The FTC’s Telemarketing Sales Rule requires both sellers and telemarketers to maintain records for five years. If there is no written contract between a seller and its telemarketing vendor dividing up who keeps which records, both parties are responsible for maintaining all of them. Failing to keep each required record is itself a separate violation of the rule.7Federal Trade Commission. Mark Your Calendars, Telemarketers and Sellers
This means you need to retain documentation of consent, call logs, copies of scripts, and records showing you scrubbed your lists against the Do Not Call Registry. In practice, sloppy recordkeeping is one of the easiest ways regulators build cases against telemarketing operations, because even if you followed every other rule, you cannot prove it without the records.
The FTC enforces the Telemarketing Sales Rule and can impose civil penalties of up to $53,088 per violation, based on the most recent inflation adjustment published in January 2025.8Federal Register. Adjustments to Civil Penalty Amounts That figure applies to each individual call that breaks the rules, so a campaign that dials thousands of numbers can generate liability in the millions in a matter of days.
The FCC, which enforces the TCPA, can also impose its own penalties. Companies that illegally call numbers on the National Do Not Call Registry currently face fines of up to $50,120 per call under FCC enforcement.9Federal Trade Commission. National Do Not Call Registry FAQs
Under New York General Business Law Section 399-z, the Secretary of State can assess fines of up to $20,000 for each violation after a hearing. The state’s Department of State has investigative authority to demand production of relevant documents and records, and can issue subpoenas if a telemarketer refuses to comply. If a subpoenaed party still refuses, the department can petition a court to enforce it.4New York State Senate. New York Code GBS 399-z – Telemarketing Establishment of No Telemarketing Sales Calls Statewide Registry
The New York Attorney General’s Office also investigates telemarketing complaints and can bring enforcement actions independently. Between federal and state enforcement, a non-compliant cold calling operation in New York faces overlapping exposure from multiple agencies simultaneously.

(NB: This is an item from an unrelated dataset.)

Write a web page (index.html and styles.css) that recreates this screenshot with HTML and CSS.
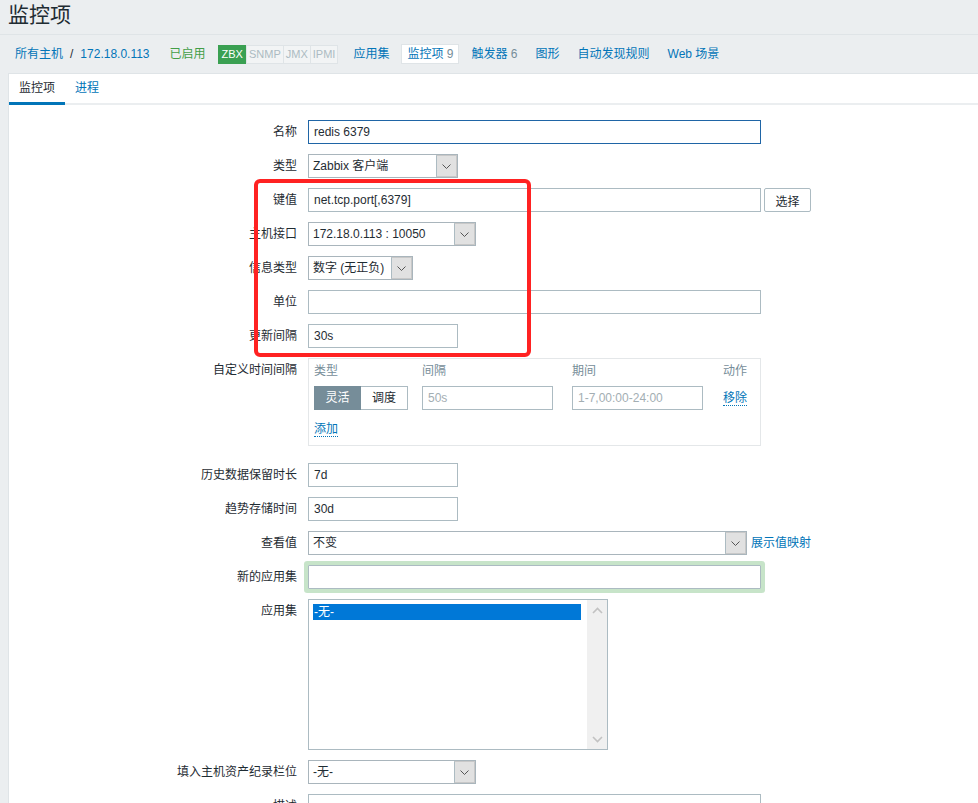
FILE: index.html
```html
<!DOCTYPE html>
<html lang="zh-CN">
<head>
<meta charset="utf-8">
<title>监控项</title>
<link rel="stylesheet" href="styles.css">
</head>
<body>
<header class="page-header"><h1 class="page-title">监控项</h1></header>
<nav class="host-nav">
  <a class="link">所有主机</a>
  <span class="crumb-sep">/</span>
  <a class="link">172.18.0.113</a>
  <span class="status-on">已启用</span>
  <span class="avail"><span class="avail-tag zbx">ZBX</span><span class="avail-tag">SNMP</span><span class="avail-tag">JMX</span><span class="avail-tag">IPMI</span></span>
  <ul class="nav-list">
    <li class="nav-item"><a class="link">应用集</a></li>
    <li class="nav-item selected"><a class="link">监控项</a> <span class="count">9</span></li>
    <li class="nav-item"><a class="link">触发器</a> <span class="count">6</span></li>
    <li class="nav-item"><a class="link">图形</a></li>
    <li class="nav-item"><a class="link">自动发现规则</a></li>
    <li class="nav-item"><a class="link">Web 场景</a></li>
  </ul>
</nav>
<main class="panel">
  <div class="tabs">
    <span class="tab active">监控项</span>
    <span class="tab"><a class="link">进程</a></span>
  </div>
  <form class="form">
    <div class="row"><label class="lbl">名称</label><div class="field"><input class="input w453 focused" value="redis 6379"></div></div>
    <div class="row"><label class="lbl">类型</label><div class="field"><div class="select w150"><span class="select-val">Zabbix 客户端</span><span class="select-btn"><svg width="9" height="5" viewBox="0 0 9 5"><polyline points="0.5,0.5 4.5,4.5 8.5,0.5" fill="none" stroke="#555" stroke-width="1"/></svg></span></div></div></div>
    <div class="row"><label class="lbl">键值</label><div class="field"><input class="input w453" value="net.tcp.port[,6379]"><button type="button" class="btn">选择</button></div></div>
    <div class="row"><label class="lbl">主机接口</label><div class="field"><div class="select w168"><span class="select-val">172.18.0.113 : 10050</span><span class="select-btn"><svg width="9" height="5" viewBox="0 0 9 5"><polyline points="0.5,0.5 4.5,4.5 8.5,0.5" fill="none" stroke="#555" stroke-width="1"/></svg></span></div></div></div>
    <div class="row"><label class="lbl">信息类型</label><div class="field"><div class="select w105"><span class="select-val">数字 (无正负)</span><span class="select-btn"><svg width="9" height="5" viewBox="0 0 9 5"><polyline points="0.5,0.5 4.5,4.5 8.5,0.5" fill="none" stroke="#555" stroke-width="1"/></svg></span></div></div></div>
    <div class="row"><label class="lbl">单位</label><div class="field"><input class="input w453" value=""></div></div>
    <div class="row"><label class="lbl">更新间隔</label><div class="field"><input class="input w150" value="30s"></div></div>
    <div class="row row-gap"><label class="lbl">自定义时间间隔</label>
      <div class="field">
        <div class="intervals">
          <div class="iv-grid">
            <span class="iv-head">类型</span><span class="iv-head">间隔</span><span class="iv-head">期间</span><span class="iv-head">动作</span>
            <span class="seg"><span class="seg-btn on">灵活</span><span class="seg-btn">调度</span></span>
            <span><input class="input w131" placeholder="50s"></span>
            <span><input class="input w131" placeholder="1-7,00:00-24:00"></span>
            <span class="iv-action"><a class="link dotted">移除</a></span>
          </div>
          <div class="iv-add"><a class="link dotted">添加</a></div>
        </div>
      </div>
    </div>
    <div class="row"><label class="lbl">历史数据保留时长</label><div class="field"><input class="input w150" value="7d"></div></div>
    <div class="row"><label class="lbl">趋势存储时间</label><div class="field"><input class="input w150" value="30d"></div></div>
    <div class="row"><label class="lbl">查看值</label><div class="field"><div class="select w439"><span class="select-val">不变</span><span class="select-btn"><svg width="9" height="5" viewBox="0 0 9 5"><polyline points="0.5,0.5 4.5,4.5 8.5,0.5" fill="none" stroke="#555" stroke-width="1"/></svg></span></div><a class="link map-link">展示值映射</a></div></div>
    <div class="row"><label class="lbl">新的应用集</label><div class="field"><input class="input w453 glow" value=""></div></div>
    <div class="row"><label class="lbl">应用集</label><div class="field">
      <div class="listbox">
        <div class="lb-options"><div class="lb-opt sel">-无-</div></div>
        <div class="lb-scroll">
          <svg width="11" height="7" viewBox="0 0 11 7"><polyline points="1,6 5.5,1.5 10,6" fill="none" stroke="#c2c2c2" stroke-width="1.6"/></svg>
          <svg width="11" height="7" viewBox="0 0 11 7"><polyline points="1,1 5.5,5.5 10,1" fill="none" stroke="#c2c2c2" stroke-width="1.6"/></svg>
        </div>
      </div>
    </div></div>
    <div class="row"><label class="lbl">填入主机资产纪录栏位</label><div class="field"><div class="select w168"><span class="select-val">-无-</span><span class="select-btn"><svg width="9" height="5" viewBox="0 0 9 5"><polyline points="0.5,0.5 4.5,4.5 8.5,0.5" fill="none" stroke="#555" stroke-width="1"/></svg></span></div></div></div>
    <div class="row"><label class="lbl">描述</label><div class="field"><textarea class="textarea w453"></textarea></div></div>
  </form>
</main>
<div class="annotation"></div>
</body>
</html>
```

FILE: styles.css
```css
* { box-sizing: border-box; }
html, body { margin: 0; padding: 0; overflow: hidden; }
body {
  width: 978px;
  height: 803px;
  background: #ebeef0;
  font-family: "Liberation Sans", "Noto Sans CJK SC", sans-serif;
  font-size: 12px;
  line-height: 14px;
  color: #1f2c33;
}
.link { color: #0275b8; text-decoration: none; }
.page-header { height: 35px; border-bottom: 1px solid #dfe4e7; padding-left: 8px; }
.page-title { margin: 0; font-size: 21px; font-weight: normal; line-height: 30px; color: #1f2c33; }

.host-nav { height: 38px; display: flex; align-items: center; padding-left: 15px; white-space: nowrap; }
.crumb-sep { margin: 0 7px; color: #1f2c33; }
.status-on { color: #429e47; margin-left: 20px; }
.avail { display: flex; margin-left: 12px; margin-right: 9px; }
.avail-tag {
  font-size: 11px; line-height: 17px; padding: 0 2px;
  border: 1px solid #dfe4e7; color: #acbbc2; background: #f2f4f5; margin-left: -1px;
}
.avail-tag.zbx { background: #3aa052; border-color: #3aa052; color: #fff; margin-left: 0; padding: 0 3px; }
.nav-list { list-style: none; margin: 0; padding: 0; display: flex; gap: 6px; }
.nav-item { padding: 0 5px; border: 1px solid transparent; line-height: 18px; }
.nav-item.selected { background: #fff; border-color: #dfe4e7; }
.count { color: #768d99; }

.panel { margin-left: 8px; background: #fff; border: 1px solid #dfe4e7; border-right: 0; border-bottom: 0; height: 740px; }
.tabs { display: flex; border-bottom: 2px solid #ebeef0; }
.tab { padding: 1px 10px 0; line-height: 27px; border-bottom: 3px solid transparent; margin-bottom: -2px; }
.tab.active { border-bottom-color: #0275b8; color: #1f2c33; }

.form { padding-top: 10px; }
.row { display: grid; grid-template-columns: 288px 1fr; column-gap: 11px; padding: 5px 0; }
.row-gap { margin-bottom: 7px; }
.lbl { text-align: right; line-height: 24px; white-space: nowrap; }
.field { display: flex; align-items: flex-start; }

.input, .textarea {
  height: 24px; border: 1px solid #acbbc2; padding: 0 5px; margin: 0;
  font-family: inherit; font-size: 12px; color: #1f2c33; background: #fff; outline: none;
  border-radius: 0;
}
.input::placeholder { color: #a3aeb3; }
.textarea { height: 60px; resize: none; }
.focused { border-color: #1f65a6; }
.glow { box-shadow: 0 0 0 4px #c7e4c9; border-radius: 1px; }
.w453 { width: 453px; }
.w439 { width: 439px; }
.w168 { width: 168px; }
.w150 { width: 150px; }
.w131 { width: 131px; }
.w105 { width: 105px; }

.btn {
  margin: 0 0 0 3px; height: 24px; width: 47px; padding: 0;
  border: 1px solid #acbbc2; background: #fff; color: #1f2c33;
  font-family: inherit; font-size: 12px; border-radius: 2px;
}

.select { display: flex; height: 24px; border: 1px solid #a9b5bc; background: #fff; }
.select-val { flex: 1; padding-left: 4px; line-height: 22px; white-space: nowrap; overflow: hidden; }
.select-btn {
  width: 21px; background: #e1e1e1; border: 1px solid #c8c8c8; border-left-color: #acbbc2;
  display: flex; align-items: center; justify-content: center;
}
.map-link { margin-left: 4px; line-height: 24px; }

.intervals { width: 453px; border: 1px solid #e4e7e9; padding: 5px 5px 9px; }
.iv-grid { display: grid; grid-template-columns: 108px 150px 151px auto; align-items: center; }
.iv-head { color: #768d99; line-height: 14px; margin-bottom: 8px; }
.seg { display: flex; }
.seg-btn { width: 47px; height: 24px; border: 1px solid #acbbc2; text-align: center; line-height: 22px; }
.seg-btn + .seg-btn { border-left: 0; }
.seg-btn.on { background: #768d99; border-color: #768d99; color: #fff; }
.seg-btn.on + .seg-btn { border-left: 0; }
.iv-grid > span:nth-child(6), .iv-grid > span:nth-child(7) { display: flex; }
.dotted { border-bottom: 1px dotted #0275b8; }
.iv-add { margin-top: 12px; line-height: 14px; }

.listbox { width: 300px; height: 151px; border: 1px solid #acbbc2; display: flex; background: #fff; }
.lb-options { flex: 1; padding: 4px 6px 4px 4px; }
.lb-opt { line-height: 16px; padding-left: 1px; }
.lb-opt.sel { background: #0078d7; color: #fff; }
.lb-scroll {
  width: 20px; background: #f0f0f0; display: flex; flex-direction: column;
  justify-content: space-between; align-items: center; padding: 7px 0 6px;
}

.annotation {
  position: absolute; left: 254px; top: 179px; width: 277px; height: 178px;
  border: 4px solid #ff2222; border-radius: 6px; pointer-events: none;
}
```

Beyond government enforcement, the TCPA gives individual consumers the right to sue telemarketers directly. If you received an illegal robocall or autodialed call, you can bring a lawsuit in state court and recover $500 per violation or your actual financial loss, whichever is greater. If the court finds the violation was willful or knowing, it can triple the award to $1,500 per violation.6Office of the Law Revision Counsel. 47 USC 227 – Restrictions on Use of Telephone Equipment
For Do Not Call violations specifically, a consumer who receives more than one illegal call from the same entity within a 12-month period can sue for up to $500 per violation, again with the possibility of treble damages for willful conduct. Defendants in these lawsuits have an affirmative defense if they can show they established and implemented reasonable procedures to prevent violations — which circles back to why recordkeeping matters so much.6Office of the Law Revision Counsel. 47 USC 227 – Restrictions on Use of Telephone Equipment
These per-call damages are what make TCPA class actions so devastating. A company that runs a campaign calling 10,000 numbers without proper consent faces potential exposure of $5 million to $15 million from the private lawsuits alone, before any government fines. The federal statute of limitations for TCPA claims is generally four years, giving affected consumers a wide window to bring their cases.